Sunday, September 07, 2014

Back to school ... part 2


The first day of school is an event celebrated annually by most American families as if it were a delicate skirmish that hinges on properly fitted battle armor.

Not the least of which include sneakers that make a person run farther, faster and well, entirely different altogether but still give you room to grow.

It is a complicated strategy.

We begin with frenzied shopping sprees during the last weeks of summer – we buy notebooks and binders and clothes our kids will outgrow by Christmas – and then move on toward the reintroduction of age-appropriate bedtimes, usually 12 to 14 hours before the first school bell rings.

The middle is stuffed with things savvy parents will have accomplished in the wee hours of the night before: Bags packed. Clothes set out. Lunches made. Missives read. Notes written.

But we are not savvy parents. We are sloppy parents. Sloppy parents who point fingers in each other's direction. We let accusations fly as we fly about by the seat of our pants trying to gather supplies that have been strewn everywhere, but in the backpacks where they belong. ... Are the clothes even washed? Wait! I thought they were buying lunch. … What do you mean she's not on the bus list?

Eventually, the skirmish dies down and a tenuous truce is reached.

It all ends with the modern equivalent of a ticker-tape parade – the rapid-fire updating of social media networks with a vast array of cell-phone bus-stop portraits as great yellow behemoths come grinding out of their own summer slumber to the edge of our driveways where they swallow our kids up whole.

Oh sure …

Technically, the day isn't over at 8:30 in the morning when your last Primary School Cherub hauls their over-stuffed backpacks up the three steps, past a smiling driver and through a gauntlet of other similarly armored children screaming from either side of the aisle.

In fact … for you the day is really just starting.

How fast can you get to where ever it is you have to be? How much can you get done before you have to turn around and get home? Maybe … just maybe ... you can get to the Post Office AND the bank before they close. Dare to dream, dear parent. Dare to dream.

Now that summer has ended, time will move in blocks of errands rather than minutes and seconds.
But you knew that … The Handbook that came with your version of child said something about the time-space disconnect on Page Six.

Never you mind that … The kids seem to know how to slow it down. Savor it.

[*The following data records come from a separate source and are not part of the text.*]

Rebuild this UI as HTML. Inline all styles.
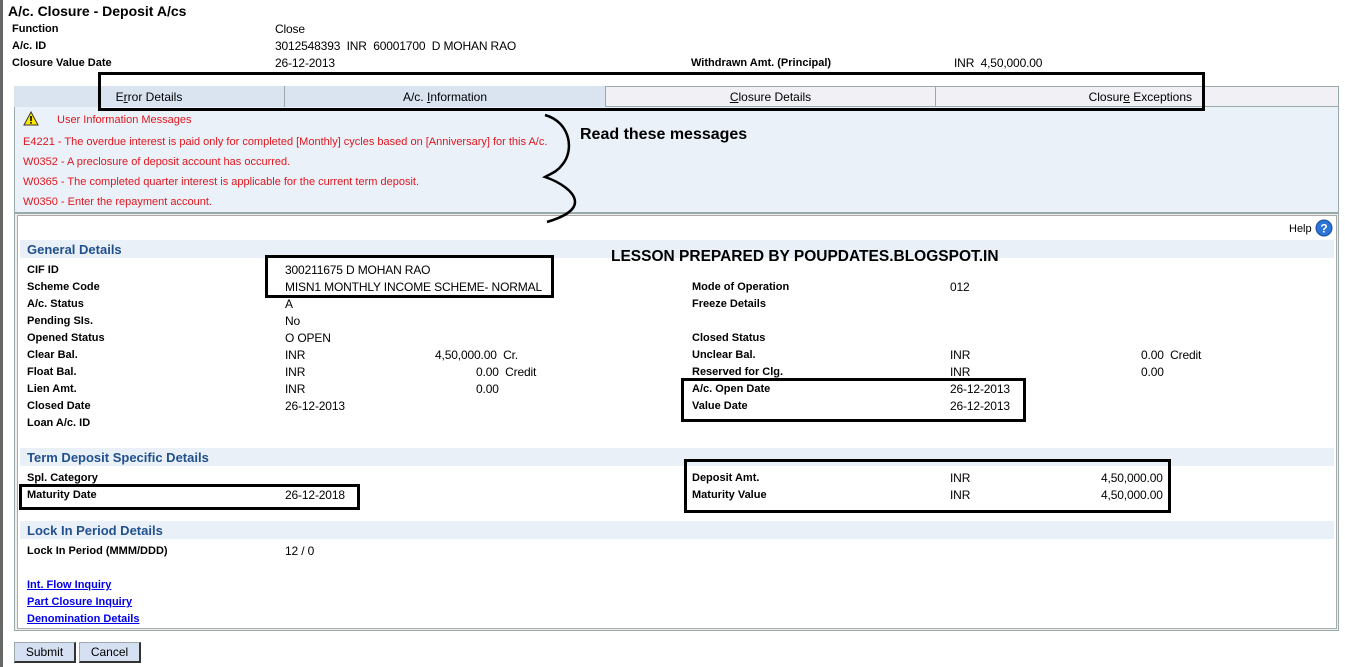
<!DOCTYPE html>
<html><head><meta charset="utf-8"><style>
*{margin:0;padding:0;box-sizing:border-box}
body{width:1345px;height:667px;background:#fff;position:relative;overflow:hidden;font-family:"Liberation Sans",Arial,sans-serif;font-size:11px;color:#000}
.a{position:absolute;white-space:nowrap;line-height:13px;margin-top:1px}
.b{font-weight:bold}
.r{color:#e0161e}
.h{position:absolute;left:20px;width:1314px;height:18px;background:#eaf0f8;color:#21508e;font-weight:bold;font-size:13px;padding-left:7px;line-height:19px}
.box{position:absolute;border:3px solid #000}
.lk{color:#0000ee;text-decoration:underline;font-weight:bold}
.tab{position:absolute;top:86px;height:21px;border-right:1px solid #9aa;text-align:center;line-height:22px;font-size:12px}
.btn{position:absolute;top:642px;height:21px;background:#d5e0f2;border:1px solid #9aa;border-right:2px solid #333;border-bottom:2px solid #333;text-align:center;font-size:12px;line-height:18px}
.v{font-size:12px;letter-spacing:-0.15px}
</style></head><body>
<div style="position:absolute;left:0;top:0;width:3px;height:667px;background:#666"></div>
<div class="a b" style="left:8px;top:2px;font-size:14px;line-height:16px">A/c. Closure - Deposit A/cs</div>
<div class="a b" style="left:12px;top:22px">Function</div><div class="a v" style="left:275px;top:22px">Close</div>
<div class="a b" style="left:12px;top:39px">A/c. ID</div><div class="a v" style="left:275px;top:39px">3012548393&nbsp; INR&nbsp; 60001700&nbsp; D MOHAN RAO</div>
<div class="a b" style="left:12px;top:56px">Closure Value Date</div><div class="a v" style="left:275px;top:56px">26-12-2013</div>
<div class="a b" style="left:691px;top:56px">Withdrawn Amt. (Principal)</div><div class="a v" style="left:954px;top:56px">INR&nbsp; 4,50,000.00</div>

<div style="position:absolute;left:14px;top:86px;width:1325px;height:21px;background:#f0f0f5;border:1px solid #9aa"></div>
<div class="tab" style="left:14px;width:271px;background:#dae3f0">E<u>r</u>ror Details</div>
<div class="tab" style="left:285px;width:321px;background:#dae3f0">A/c. <u>I</u>nformation</div>
<div class="tab" style="left:606px;width:330px"><u>C</u>losure Details</div>
<div class="tab" style="left:936px;width:264px;border:none;text-align:right;padding-right:8px">Closur<u>e</u> Exceptions</div>

<div style="position:absolute;left:14px;top:107px;width:1325px;height:106px;background:#eaf1f9;border:1px solid #9aa;border-top:none"></div>
<svg style="position:absolute;left:23px;top:111px" width="16" height="15"><polygon points="8,1 15,14 1,14" fill="#ffe800" stroke="#333" stroke-width="1"/><rect x="7.2" y="5" width="1.6" height="5" fill="#000"/><rect x="7.2" y="11" width="1.6" height="1.6" fill="#000"/></svg>
<div class="a r" style="left:57px;top:113px">User Information Messages</div>
<div class="a r" style="left:23px;top:135px">E4221 - The overdue interest is paid only for completed [Monthly] cycles based on [Anniversary] for this A/c.</div>
<div class="a r" style="left:23px;top:155px">W0352 - A preclosure of deposit account has occurred.</div>
<div class="a r" style="left:23px;top:175px">W0365 - The completed quarter interest is applicable for the current term deposit.</div>
<div class="a r" style="left:23px;top:195px">W0350 - Enter the repayment account.</div>

<div style="position:absolute;left:14px;top:213px;width:1325px;height:418px;border:1px solid #9aa;background:#eee"></div>
<div style="position:absolute;left:17px;top:215px;width:1320px;height:414px;border:1px solid #aaa;background:#fff"></div>
<div class="a" style="left:1289px;top:222px">Help</div>
<svg style="position:absolute;left:1315px;top:219px" width="18" height="18"><circle cx="9" cy="9" r="8" fill="#2b74d6" stroke="#1a4fa0"/><text x="9" y="13.5" font-size="12" font-weight="bold" fill="#fff" text-anchor="middle" font-family="Liberation Sans">?</text></svg>

<div class="h" style="top:240px">General Details</div>
<div class="a b" style="left:611px;top:247px;font-size:15.5px;line-height:17px">LESSON PREPARED BY POUPDATES.BLOGSPOT.IN</div>
<div class="a b" style="left:27px;top:263px">CIF ID</div><div class="a v" style="left:285px;top:263px">300211675 D MOHAN RAO</div>
<div class="a b" style="left:27px;top:280px">Scheme Code</div><div class="a v" style="left:285px;top:280px">MISN1 MONTHLY INCOME SCHEME- NORMAL</div>
<div class="a b" style="left:27px;top:297px">A/c. Status</div><div class="a v" style="left:285px;top:297px">A</div>
<div class="a b" style="left:27px;top:314px">Pending SIs.</div><div class="a v" style="left:285px;top:314px">No</div>
<div class="a b" style="left:27px;top:331px">Opened Status</div><div class="a v" style="left:285px;top:331px">O OPEN</div>
<div class="a b" style="left:27px;top:348px">Clear Bal.</div><div class="a v" style="left:285px;top:348px">INR</div><div class="a v" style="left:435px;top:348px">4,50,000.00&nbsp; Cr.</div>
<div class="a b" style="left:27px;top:365px">Float Bal.</div><div class="a v" style="left:285px;top:365px">INR</div><div class="a v" style="left:476px;top:365px">0.00&nbsp; Credit</div>
<div class="a b" style="left:27px;top:382px">Lien Amt.</div><div class="a v" style="left:285px;top:382px">INR</div><div class="a v" style="left:476px;top:382px">0.00</div>
<div class="a b" style="left:27px;top:399px">Closed Date</div><div class="a v" style="left:285px;top:399px">26-12-2013</div>
<div class="a b" style="left:27px;top:416px">Loan A/c. ID</div>

<div class="a b" style="left:692px;top:280px">Mode of Operation</div><div class="a v" style="left:950px;top:280px">012</div>
<div class="a b" style="left:692px;top:297px">Freeze Details</div>
<div class="a b" style="left:692px;top:331px">Closed Status</div>
<div class="a b" style="left:692px;top:348px">Unclear Bal.</div><div class="a v" style="left:950px;top:348px">INR</div><div class="a v" style="left:1141px;top:348px">0.00&nbsp; Credit</div>
<div class="a b" style="left:692px;top:365px">Reserved for Clg.</div><div class="a v" style="left:950px;top:365px">INR</div><div class="a v" style="left:1141px;top:365px">0.00</div>
<div class="a b" style="left:692px;top:382px">A/c. Open Date</div><div class="a v" style="left:950px;top:382px">26-12-2013</div>
<div class="a b" style="left:692px;top:399px">Value Date</div><div class="a v" style="left:950px;top:399px">26-12-2013</div>

<div class="h" style="top:448px">Term Deposit Specific Details</div>
<div class="a b" style="left:27px;top:471px">Spl. Category</div>
<div class="a b" style="left:27px;top:488px">Maturity Date</div><div class="a v" style="left:285px;top:488px">26-12-2018</div>
<div class="a b" style="left:692px;top:471px">Deposit Amt.</div><div class="a v" style="left:950px;top:471px">INR</div><div class="a v" style="left:1101px;top:471px">4,50,000.00</div>
<div class="a b" style="left:692px;top:488px">Maturity Value</div><div class="a v" style="left:950px;top:488px">INR</div><div class="a v" style="left:1101px;top:488px">4,50,000.00</div>

<div class="h" style="top:521px">Lock In Period Details</div>
<div class="a b" style="left:27px;top:544px">Lock In Period (MMM/DDD)</div><div class="a v" style="left:285px;top:544px">12 / 0</div>
<div class="a lk" style="left:27px;top:578px">Int. Flow Inquiry</div>
<div class="a lk" style="left:27px;top:595px">Part Closure Inquiry</div>
<div class="a lk" style="left:27px;top:612px">Denomination Details</div>

<div class="btn" style="left:14px;width:62px">Submit</div>
<div class="btn" style="left:79px;width:62px">Cancel</div>

<div class="box" style="left:98px;top:72px;width:1107px;height:39px"></div>
<div class="box" style="left:265px;top:255px;width:289px;height:43px"></div>
<div class="box" style="left:681px;top:378px;width:345px;height:44px"></div>
<div class="box" style="left:19px;top:484px;width:341px;height:26px"></div>
<div class="box" style="left:684px;top:459px;width:487px;height:54px"></div>

<svg style="position:absolute;left:540px;top:110px" width="45" height="115"><path d="M5,5 C30,12 35,40 22,55 C17,62 10,64 5,67 C20,72 35,82 35,92 C35,102 20,108 7,112" fill="none" stroke="#000" stroke-width="2.5"/></svg>
<div class="a b" style="left:580px;top:125px;font-size:16px;line-height:18px">Read these messages</div>
</body></html>
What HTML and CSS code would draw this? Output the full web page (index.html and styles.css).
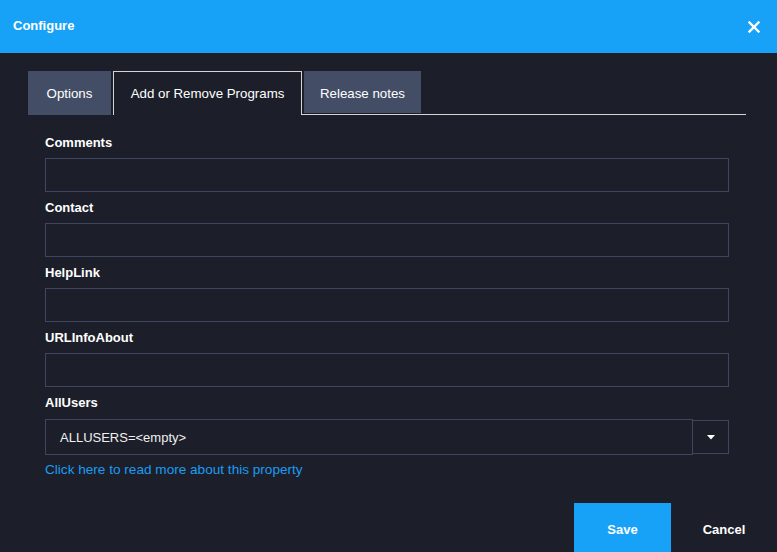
FILE: index.html
```html
<!DOCTYPE html>
<html>
<head>
<meta charset="utf-8">
<link rel="stylesheet" href="styles.css">
</head>
<body>
<div class="dialog">
  <div class="header">
    <span class="title">Configure</span>
    <svg class="close" width="12" height="12" viewBox="0 0 12 12"><path d="M1.5 1.5L10.5 10.5M10.5 1.5L1.5 10.5" stroke="#fff" stroke-width="2.4" stroke-linecap="square"/></svg>
  </div>
  <div class="main">
    <div class="tabs">
      <div class="tab inactive">Options</div>
      <div class="tab active">Add or Remove Programs</div>
      <div class="tabs-rest">
        <div class="tab inactive release">Release notes</div>
      </div>
    </div>
    <div class="form">
      <div class="field">
        <div class="label">Comments</div>
        <div class="input"></div>
      </div>
      <div class="field">
        <div class="label">Contact</div>
        <div class="input"></div>
      </div>
      <div class="field">
        <div class="label">HelpLink</div>
        <div class="input"></div>
      </div>
      <div class="field">
        <div class="label">URLInfoAbout</div>
        <div class="input"></div>
      </div>
      <div class="field">
        <div class="label">AllUsers</div>
        <div class="select-row">
          <div class="select">ALLUSERS=&lt;empty&gt;</div>
          <div class="select-btn"><svg width="8" height="5" viewBox="0 0 8 5"><path d="M0 0H8L4 4.5Z" fill="#fff"/></svg></div>
        </div>
        <div class="link">Click here to read more about this property</div>
      </div>
    </div>
    <div class="footer">
      <div class="btn save">Save</div>
      <div class="btn cancel">Cancel</div>
    </div>
  </div>
</div>
</body>
</html>
```

FILE: styles.css
```css
html, body {
  margin: 0;
  padding: 0;
  background: #1c1f2a;
  font-family: "Liberation Sans", Arial, sans-serif;
  color: #fff;
}
.dialog {
  width: 777px;
  height: 552px;
  overflow: hidden;
  display: flex;
  flex-direction: column;
}
.header {
  height: 53px;
  background: #17a2f8;
  display: flex;
  align-items: center;
  justify-content: space-between;
  padding: 0 17px 0 13px;
  flex-shrink: 0;
}
.title {
  font-weight: bold;
  font-size: 13px;
  margin-top: -2px;
}
.close {
  display: block;
}
.main {
  padding: 18px 31px 0 28px;
  flex: 1;
  display: flex;
  flex-direction: column;
}
.tabs {
  display: flex;
  height: 44px;
}
.tab {
  font-size: 13.3px;
  display: flex;
  align-items: center;
  justify-content: center;
  box-sizing: border-box;
  color: #fff;
}
.tab.inactive {
  background: #434e66;
}
.tabs > .inactive {
  width: 83px;
  height: 44px;
  margin-right: 2px;
  padding-top: 1px;
}
.tab.active {
  width: 189px;
  height: 44px;
  border: 1px solid #d4d4d4;
  border-bottom: none;
}
.tabs-rest {
  flex: 1;
  display: flex;
  border-bottom: 1px solid #d4d4d4;
  padding-left: 2px;
}
.tab.release {
  width: 117px;
  height: 42px;
  padding-top: 3px;
}
.form {
  padding: 19px 17px 0 17px;
  display: flex;
  flex-direction: column;
}
.field {
  display: flex;
  flex-direction: column;
  margin-bottom: 7px;
}
.label {
  font-size: 13px;
  font-weight: bold;
  line-height: 18px;
  margin-bottom: 6px;
}
.input {
  height: 34px;
  box-sizing: border-box;
  border: 1px solid #3e475f;
}
.select-row {
  display: flex;
  align-items: center;
  margin-top: 1px;
}
.select {
  flex: 1;
  height: 36px;
  box-sizing: border-box;
  border: 1px solid #3e475f;
  font-size: 13px;
  color: #f0f0f0;
  display: flex;
  align-items: center;
  padding-left: 14px;
}
.select-btn {
  width: 37px;
  height: 34px;
  box-sizing: border-box;
  border: 1px solid #3e475f;
  margin-left: -1px;
  display: flex;
  align-items: center;
  justify-content: center;
}
.select-btn svg {
  display: block;
  margin-left: 1px;
}
.link {
  color: #1a9cf2;
  font-size: 13.6px;
  line-height: 18px;
  margin-top: 6px;
}
.footer {
  display: flex;
  justify-content: flex-end;
  margin-top: 17px;
  margin-right: -31px;
}
.btn {
  height: 50px;
  font-size: 13px;
  font-weight: bold;
  display: flex;
  align-items: center;
  justify-content: center;
  padding-top: 2px;
  box-sizing: border-box;
}
.save {
  width: 97px;
  background: #17a2f8;
}
.cancel {
  width: 106px;
}
```
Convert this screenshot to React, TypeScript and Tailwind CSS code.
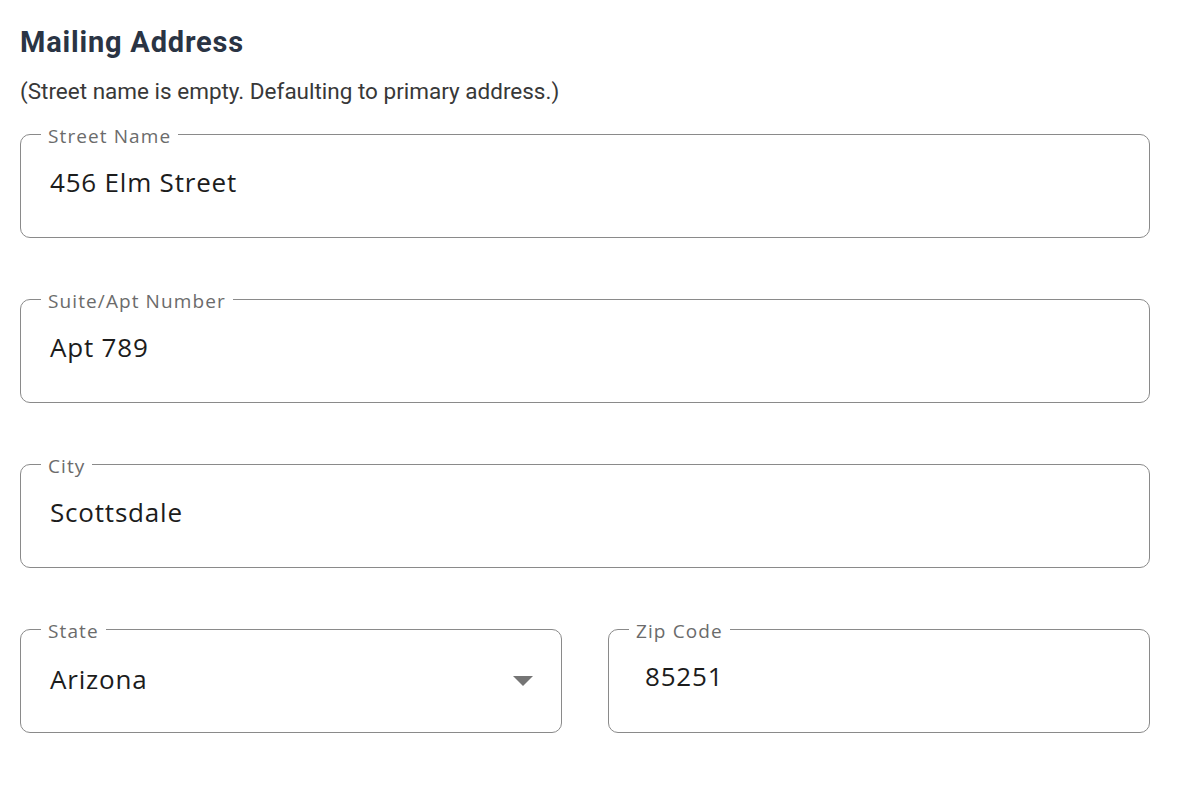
import React from "react";

const inputFont = { fontFamily: '"Open Sans", "Noto Sans", sans-serif' };

function Field({
  label,
  value,
  select = false,
  textPad = "pl-[29px] pt-[29px]",
}: {
  label: string;
  value: string;
  select?: boolean;
  textPad?: string;
}) {
  return (
    <div
      className="relative flex h-[104px] items-start justify-between rounded-[10px] border border-[#8a8a8a] bg-white"
      style={inputFont}
    >
      <span className="absolute left-[20px] top-[-9px] bg-white px-[7px] text-[19px] leading-[20px] tracking-[1.1px] text-[#6b6b6b]">
        {label}
      </span>
      <div className={`${textPad} text-[26px] leading-[36px] tracking-[0.8px] text-[#1c1c1c]`}>{value}</div>
      {select && (
        <svg
          className="mr-[28px] self-center"
          width="20"
          height="10"
          viewBox="0 0 20 10"
        >
          <path d="M0 0 L20 0 L10 10 Z" fill="#757575" />
        </svg>
      )}
    </div>
  );
}

export default function App() {
  return (
    <div className="min-h-screen bg-white pl-5 pr-[33px] pt-[25px]">
      <h2
        className="text-[29px] font-bold leading-[34px] tracking-[0.8px] text-[#2a3444]"
        style={{ fontFamily: 'Roboto, "Liberation Sans", sans-serif' }}
      >
        Mailing Address
      </h2>
      <p
        className="mt-[19px] text-[22.5px] leading-[26px] text-[#383838]"
        style={{ fontFamily: 'Roboto, "Liberation Sans", sans-serif' }}
      >
        (Street name is empty. Defaulting to primary address.)
      </p>
      <div className="mt-[30px] flex w-[1130px] flex-col gap-[61px]">
        <Field label="Street Name" value="456 Elm Street" />
        <Field label="Suite/Apt Number" value="Apt 789" />
        <Field label="City" value="Scottsdale" />
        <div className="grid grid-cols-2 gap-[46px]">
          <Field label="State" value="Arizona" select textPad="pl-[29px] pt-[31px]" />
          <Field label="Zip Code" value="85251" textPad="pl-[36px] pt-[28px]" />
        </div>
      </div>
    </div>
  );
}
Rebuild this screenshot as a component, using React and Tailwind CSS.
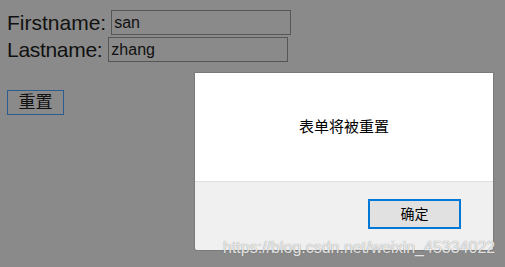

For weeks, they've been modeling their new clothes and planning their wardrobes. She breaks out her jewelry and carefully drapes it over outfits already assigned hangers. He starts to break in his new sneakers. Careful not to scuff the surfaces.

Neither are settled.

I always wonder what they will choose to make their first-day statements. Last year she wore a three-quarter jacket with tights over jean shorts. She looked like Cindy Lauper met Mary Tyler Moore in a dark closet.

He wore shorts, a fleece, fingerless gloves a skullcap and aviator shades. When he hoisted himself onto the bus, he looked like a tiny Tom Cruise in “Top Gun.”

I love this day. For me, it's like Halloween and Christmas all rolled into one.

At the end of the driveway my daughter twirls contentedly in her first-day regalia. The outfit has evolved during the last seven days from a stylish twinset top and black petal pushers to a navy striped tunic, last year's denim leggings, and a moth-eaten beanie cap swiped from her father's winter duds. If she is anxious about meeting a new teacher and making new friends, she doesn't let on.

My son, too, ditched his first choice of togs – a faux leather jacket and skin-tight jeans – and settled on meeting his new teacher wearing his old favorites, a comfy old t-shirt and hand-me-down basketball shorts.

“Hey, little man. Why aren't you wearing any of your new school clothes?”

“Oh … it's the first day. I just wanted to go as myself.”